My husband had never had health problems. He has always been doggedly optimistic. He always believes in the best in those he loves. He is loyal. He is generally happy. Or, at least he was. Then, his health deteriorated suddenly, unexpectedly and inexplicably. That has tested him almost to the point of breaking. And, watching him struggle has tested me almost to the point of breaking.

The hardest part has been that not only his health, but almost everything in our lives has changed in just three short years. Our jobs, the place we call home, our pattern of living, our plans for the future – all changed in the past three years. Not all of the changes have been bad, but the unexpectedness of the changes and the rate of change has been unsettling, to say the least.

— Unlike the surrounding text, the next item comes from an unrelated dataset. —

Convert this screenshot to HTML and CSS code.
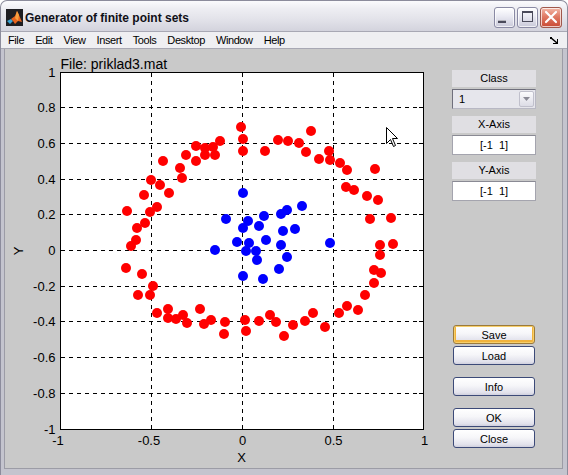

And the fear factor is overwhelming at times. I wasn’t prepared to imagine life without my husband – not yet. Well, of course, I probably was never prepared to live without him, but I guess I thought there would be a logical transition from our early years together to raising children to empty nesting to getting old together. But, he has outpaced me. I’ve watched him age so quickly in the past three years.

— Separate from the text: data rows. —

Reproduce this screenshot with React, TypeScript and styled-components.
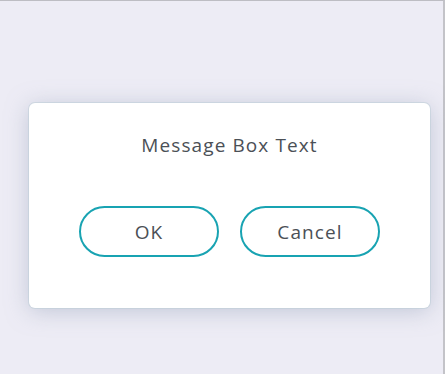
import React from "react";
import styled, { createGlobalStyle } from "styled-components";

const GlobalStyle = createGlobalStyle`
    html, body {
        margin: 0;
        padding: 0;
        background: #edecf5;
    }
    * {
        box-sizing: border-box;
    }
`;

const Page = styled.div`
    width: 445px;
    height: 374px;
    padding: 102px 0 0 29px;
    background: #edecf5;
    border-top: 1px solid #bdbdc3;
    border-right: 2px solid #c3c3c8;
    font-family: "Open Sans", "Liberation Sans", sans-serif;
`;

const MessageBox = styled.div`
    width: 401px;
    height: 205px;
    display: flex;
    flex-direction: column;
    align-items: center;
    padding-top: 31px;
    background: #ffffff;
    border-radius: 6px;
    box-shadow: 0 0 0 1px rgba(190, 205, 215, 0.55),
        0 3px 22px rgba(150, 162, 185, 0.5);
`;

const MessageText = styled.div`
    font-size: 19px;
    line-height: 22px;
    color: #4b5056;
    letter-spacing: 1.1px;
`;

const ButtonRow = styled.div`
    display: flex;
    gap: 21px;
    margin-top: 50px;
`;

const DialogButton = styled.button`
    width: 140px;
    height: 51px;
    border: 2px solid #18a3b2;
    border-radius: 26px;
    background: #ffffff;
    color: #4b5056;
    font-family: inherit;
    font-size: 19px;
    letter-spacing: 1.1px;
    cursor: pointer;
`;

export default function App() {
    return (
        <>
            <GlobalStyle />
            <Page>
                <MessageBox>
                    <MessageText>Message Box Text</MessageText>
                    <ButtonRow>
                        <DialogButton>OK</DialogButton>
                        <DialogButton>Cancel</DialogButton>
                    </ButtonRow>
                </MessageBox>
            </Page>
        </>
    );
}
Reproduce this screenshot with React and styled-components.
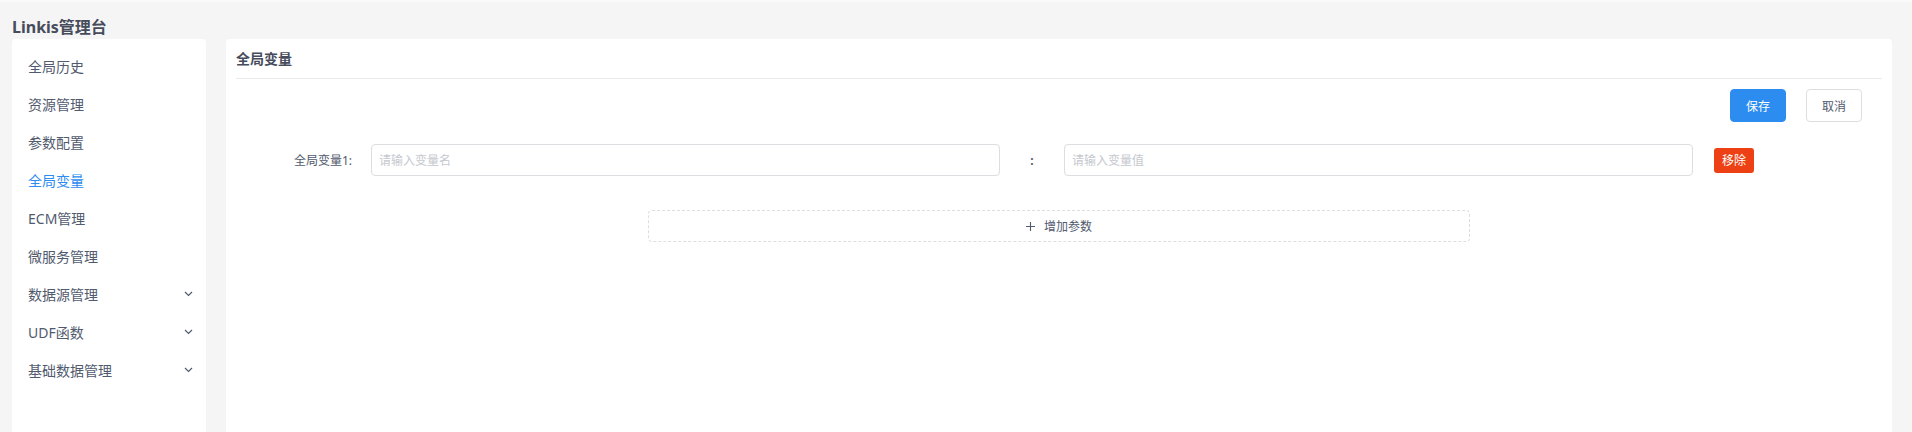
import React from "react";
import styled, { createGlobalStyle } from "styled-components";

const GlobalStyle = createGlobalStyle`
  html, body {
    margin: 0;
    padding: 0;
    background: #f5f5f5;
  }
  body {
    font-family: "Noto Sans", "Noto Sans CJK SC", sans-serif;
    color: #515a6e;
  }
  * {
    box-sizing: border-box;
  }
`;

const Page = styled.div`
  height: 432px;
  display: flex;
  flex-direction: column;
  border-top: 2px solid #fafafa;
  overflow: hidden;
`;

const TopTitle = styled.h1`
  margin: 0;
  padding: 15px 0 0 12px;
  height: 37px;
  font-size: 16px;
  line-height: 20px;
  font-weight: 700;
  color: #464c5b;
`;

const Body = styled.div`
  flex: 1;
  display: flex;
  gap: 20px;
  padding: 0 20px 0 12px;
`;

const Sidebar = styled.nav`
  width: 194px;
  background: #fff;
  border-radius: 4px 4px 0 0;
  padding-top: 8px;
`;

const MenuItem = styled.div`
  height: 38px;
  display: flex;
  align-items: center;
  justify-content: space-between;
  padding: 0 13px 0 16px;
  font-size: 14px;
  color: ${(p) => (p.$active ? "#2d8cf0" : "#515a6e")};
  cursor: pointer;
`;

const Main = styled.main`
  flex: 1;
  background: #fff;
  border-radius: 4px 4px 0 0;
  padding: 9px 10px 0;
`;

const CardTitle = styled.div`
  font-size: 14px;
  line-height: 22px;
  font-weight: 600;
  color: #464c5b;
  padding-bottom: 8px;
  border-bottom: 1px solid #e8eaec;
`;

const Actions = styled.div`
  display: flex;
  justify-content: flex-end;
  gap: 20px;
  padding: 10px 20px 0 0;
`;

const Button = styled.button`
  width: 56px;
  height: 33px;
  border-radius: 4px;
  font-family: inherit;
  font-size: 12px;
  cursor: pointer;
  border: 1px solid ${(p) => (p.$primary ? "#2d8cf0" : "#dcdee2")};
  background: ${(p) => (p.$primary ? "#2d8cf0" : "#fff")};
  color: ${(p) => (p.$primary ? "#fff" : "#515a6e")};
`;

const Row = styled.div`
  display: flex;
  align-items: center;
  margin-top: 22px;
`;

const Label = styled.label`
  width: 116px;
  text-align: right;
  font-size: 12px;
  color: #515a6e;
  margin-right: 19px;
`;

const Input = styled.input`
  width: 629px;
  height: 32px;
  border: 1px solid #dcdee2;
  border-radius: 4px;
  padding: 0 7px;
  font-family: inherit;
  font-size: 12px;
  color: #515a6e;
  outline: none;
  &::placeholder {
    color: #c5c8ce;
  }
`;

const Colon = styled.span`
  width: 64px;
  text-align: center;
  font-size: 12px;
  font-weight: 700;
  color: #515a6e;
`;

const RemoveButton = styled.button`
  margin-left: 21px;
  width: 40px;
  height: 25px;
  border: none;
  border-radius: 3px;
  background: #ed4014;
  color: #fff;
  font-family: inherit;
  font-size: 12px;
  cursor: pointer;
`;

const AddButton = styled.button`
  display: flex;
  align-items: center;
  justify-content: center;
  gap: 9px;
  width: 822px;
  height: 32px;
  margin: 34px auto 0;
  border: 1px dashed #dcdee2;
  border-radius: 4px;
  background: #fff;
  font-family: inherit;
  font-size: 12px;
  color: #515a6e;
  cursor: pointer;
`;

const Chevron = () => (
  <svg width="9" height="6" viewBox="0 0 9 6" fill="none">
    <path d="M1 1l3.5 3.5L8 1" stroke="#515a6e" strokeWidth="1.2" />
  </svg>
);

const Plus = () => (
  <svg width="9" height="9" viewBox="0 0 9 9" fill="none">
    <path d="M4.5 0v9M0 4.5h9" stroke="#515a6e" strokeWidth="1.1" />
  </svg>
);

const menu = [
  { name: "全局历史" },
  { name: "资源管理" },
  { name: "参数配置" },
  { name: "全局变量", active: true },
  { name: "ECM管理" },
  { name: "微服务管理" },
  { name: "数据源管理", sub: true },
  { name: "UDF函数", sub: true },
  { name: "基础数据管理", sub: true },
];

const App = () => {
  return (
    <Page>
      <GlobalStyle />
      <TopTitle>Linkis管理台</TopTitle>
      <Body>
        <Sidebar>
          {menu.map((m) => (
            <MenuItem key={m.name} $active={m.active}>
              <span>{m.name}</span>
              {m.sub && <Chevron />}
            </MenuItem>
          ))}
        </Sidebar>
        <Main>
          <CardTitle>全局变量</CardTitle>
          <Actions>
            <Button $primary>保存</Button>
            <Button>取消</Button>
          </Actions>
          <Row>
            <Label>全局变量1:</Label>
            <Input placeholder="请输入变量名" />
            <Colon>:</Colon>
            <Input placeholder="请输入变量值" />
            <RemoveButton>移除</RemoveButton>
          </Row>
          <AddButton>
            <Plus />
            <span>增加参数</span>
          </AddButton>
        </Main>
      </Body>
    </Page>
  );
};

export default App;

I’m trying to hang on to the idea of us still being vibrant and making plans for the future, but I think it is an illusion. I hope not, but I don’t want to lie to myself either, because I’ll miss cherishing each moment we have, I fear, if I pretend that nothing is wrong. I try to be strong for him, and then I’m afraid that I’m negating his own justifiable fears.

I think it is time for me to try to figure out this new world we’re in and find out what matters most to me now. Time with my husband matters a lot. Time with my daughter matters to me. Books matter to me. Trying to write matters to me. Two times in my past are my fondest memories and brought me the most joy, so maybe I can recreate them.

My most favorite work project was the restoration of The Florida Theatre. I felt I was part of something very important, very worth doing, and I loved the outcome of the work. I take personal pride that the theater is still in operation today. Maybe I could volunteer as an usher there.

And, I loved the five or so years I spent singing in the Jacksonville Symphony chorus. I felt as if I were part of something so much larger than just me, and yet I was an instrumental part of the whole. It was a way I could exercise a natural talent that I had without feeling the stress of performing solo. Maybe I should audition and see if I can perform again.

I thought I wanted to teach, and I have for three semesters since earning my master’s degree in English in August 2014. I do enjoy it, but the local universities don’t seem to want to keep me regularly employed, so I am frustrated. I can’t determine yet if this is a viable career path for me.

I realize it is the beginning of a new year, and I so feel compelled to figure some things out. Maybe it is a passing compulsion, but I think not. Taking control of things I can, when there is so much that I can’t control, seems important to do.